This post was going to be “Get your nose out of my hierarchy,” but that was far too esoteric. My premise is that Managers should ask more questions before offering career advice, especially with hourly employees. There is a fine line between constructive career advice and presumptuousness about what makes someone else happy – I am afraid too many of us lean towards the latter.
Maslow’s Hierarchy of Needs effectively articulates the basic psychological model that employees use to determine if their current position meets their needs:
- Does your job give you the ability to feed you and/or your family? (Physiological)
- Are you earning enough to house/clothes/protect you and/or your family? (Safety)
- Does your position offer you enough resources (including time) to have good relationships? (Belonging)
- Do you feel validated by what you do; do you have confidence in your self-worth and abilities? (Esteem)
- Have you accomplished everything you want to/believe you can? (Self-actualization)
The model asks the individual to evaluate their sense of security, safety, well-being and success at each level. Since it is the individual’s perception, it is entirely possible that one person is self-actualized having been elected home town mayor and another person could be struggling with issues of self-esteem because they are merely the Vice President of the United States.

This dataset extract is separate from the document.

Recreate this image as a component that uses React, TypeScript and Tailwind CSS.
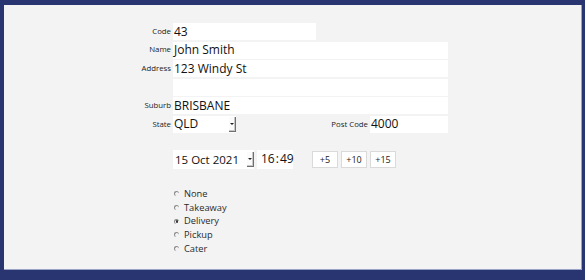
import React from 'react';

const font = { fontFamily: '"Open Sans", "Noto Sans", sans-serif' };

function Row({ label, children }: { label?: string; children: React.ReactNode }) {
  return (
    <div className="flex h-[17px] items-center">
      <div className="w-[169px] pr-[2px] text-right text-[7.8px] text-[#222]">{label}</div>
      {children}
    </div>
  );
}

function Field({ value, w }: { value?: string; w: string }) {
  return (
    <div className={`${w} flex h-[17px] items-center whitespace-nowrap bg-white pl-[1px] text-[12px] leading-none text-[#111]`}>
      {value}
    </div>
  );
}

function DropBtn() {
  return (
    <div className="flex h-[15px] w-[7px] shrink-0 items-center justify-center border-r border-b border-[#6f6f6f] bg-[#fbfbfb] shadow-[inset_-1px_-1px_0_#c8c8c8]">
      <div className="h-0 w-0 border-x-[2px] border-t-[2px] border-x-transparent border-t-[#222]" />
    </div>
  );
}

function Radio({ label, checked }: { label: string; checked?: boolean }) {
  return (
    <div className="flex h-[13.7px] items-center">
      <div className="relative ml-[1px] h-[5px] w-[5px] rounded-full border-t border-l border-[#888]">
        {checked && <div className="absolute left-[0.5px] top-[0.5px] h-[2.5px] w-[2.5px] rounded-full bg-[#333]" />}
      </div>
      <span className="ml-[5px] text-[9.3px] text-[#2a2a2a]">{label}</span>
    </div>
  );
}

export default function App() {
  return (
    <div className="h-[280px] w-[585px] bg-[#283570] pt-[5px] pl-[4px] pr-[3px]" style={font}>
      <div className="h-[265px] border-r border-b border-[#9aa3c6] bg-[#f3f3f3] pt-[18px]">
        <div className="flex flex-col gap-[1.6px]">
          <Row label="Code"><Field value="43" w="w-[143px]" /></Row>
          <Row label="Name"><Field value="John Smith" w="w-[275px]" /></Row>
          <Row label="Address"><Field value="123 Windy St" w="w-[275px]" /></Row>
          <Row><Field w="w-[275px]" /></Row>
          <Row label="Suburb"><Field value="BRISBANE" w="w-[275px]" /></Row>
          <Row label="State">
            <div className="flex h-[17px] w-[63px] items-center justify-between bg-white pl-[1px] text-[12px] leading-none text-[#111]">
              QLD
              <DropBtn />
            </div>
            <div className="w-[134px] pr-[2px] text-right text-[7.8px] text-[#222]">Post Code</div>
            <Field value="4000" w="w-[78px]" />
          </Row>
        </div>

        <div className="mt-[17px] flex h-[19px] items-center pl-[169px]">
          <div className="flex h-[19px] w-[81px] items-center bg-white pl-[2px] text-[11.5px] leading-none text-[#111]">
            <span className="w-[72px] whitespace-nowrap">15 Oct 2021</span>
            <DropBtn />
          </div>
          <div className="ml-[3px] flex h-[19px] w-[36px] items-center whitespace-nowrap bg-white pl-[4px] text-[12px] leading-none text-[#111]">
            16<span className="mx-[1px]">:</span>49
          </div>
          <div className="ml-[19px] flex gap-[3px]">
            {['+5', '+10', '+15'].map((b) => (
              <div key={b} className="flex h-[17px] w-[26px] items-center justify-center border border-[#dadada] bg-white text-[9px] text-[#222]">
                {b}
              </div>
            ))}
          </div>
        </div>

        <div className="mt-[18px] flex flex-col pl-[169px]">
          <Radio label="None" />
          <Radio label="Takeaway" />
          <Radio label="Delivery" checked />
          <Radio label="Pickup" />
          <Radio label="Cater" />
        </div>
      </div>
    </div>
  );
}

HR practices focused on career development have a tendency to encourage junior employees to get promoted, take on more responsibility or we provide them generic career pathing so they can see a likely progression. (How often do we say to a high performing hourly associate – “you could do much more.”) Before we start talking about what the employee could do to better themselves, we should ask, indirectly, about self-esteem and actualization – in effect, where they are on Maslow’s scale. Based on the employee’s answer, providing career pathing or specific job development suggestions makes sense. However, if you are offering up suggestions without asking the questions, I would encourage you to reconsider your approach for two reasons:
First, we should be trying to provide employees with a realistic way to accomplish what they want to accomplish. Second, if you don’t ask first, you are sending a subtle message that the employee should not be happy in his or her current situation.

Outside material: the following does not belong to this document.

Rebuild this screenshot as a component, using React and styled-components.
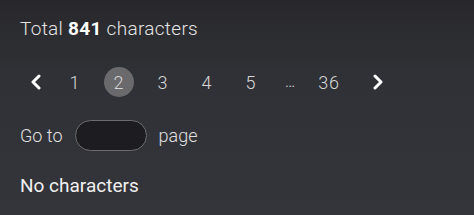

Think about what your reaction would be to someone who offers the following advice without asking your opinion:
- “Your still single? You can accomplish much more than that – you’re a great person – you should be married and have kids.”
- “You only have 2 children? Really? I believe in you – I know you can do better than that if you really put your mind to it.”
- “I know you have only been divorced for six months and you say you are happy, but don’t you want to be in a relationship?”
- “Yeah, I know you own your home, but it only has 2 bedrooms and 1 bathroom. You should look to buy a bigger place in a better neighborhood.”
What if you are OK being single, only have two children, renting versus owning, etc.? Wouldn’t the questions presume that something was wrong with your life today? Wouldn’t you react a bit negatively to the questions – and if you were perfectly happy with your life, could these questions start to cause you to rethink your happiness?
Absolutely. (I am sure many of you reading the above questions were feeling the resentment that you felt the last time your mother, father, friend, etc. asked you a similar question.)
With employees, we owe them even more respect than that which we have for family and friends because it is work and not personal. Let me propose a simple two-part management philosophy to share with your employees to support their development:
- Whatever you do, do it well, and I will be happy.
- If you want to be happier, and things at work can help with that, I will help you.
While there is a possibility that some employees will claim to be perfectly happy, most will still want to talk about development. The advantage to this approach is that you will avoid invalidating the employee’s current success and happiness while you are trying to support them in their future success. And, this is one time that I would feel free sharing this post with the employee so they understand that you genuinely do care and want to support them in whatever they do.
One final note: asking the questions in the way I propose will also avoid unintentional discrimination based upon age. You should be able to naturally ask everyone if there are things you can to in order to help them achieve their goals. Somehow, I suspect, that older associates are not always approached with what they could do to advance in the organization.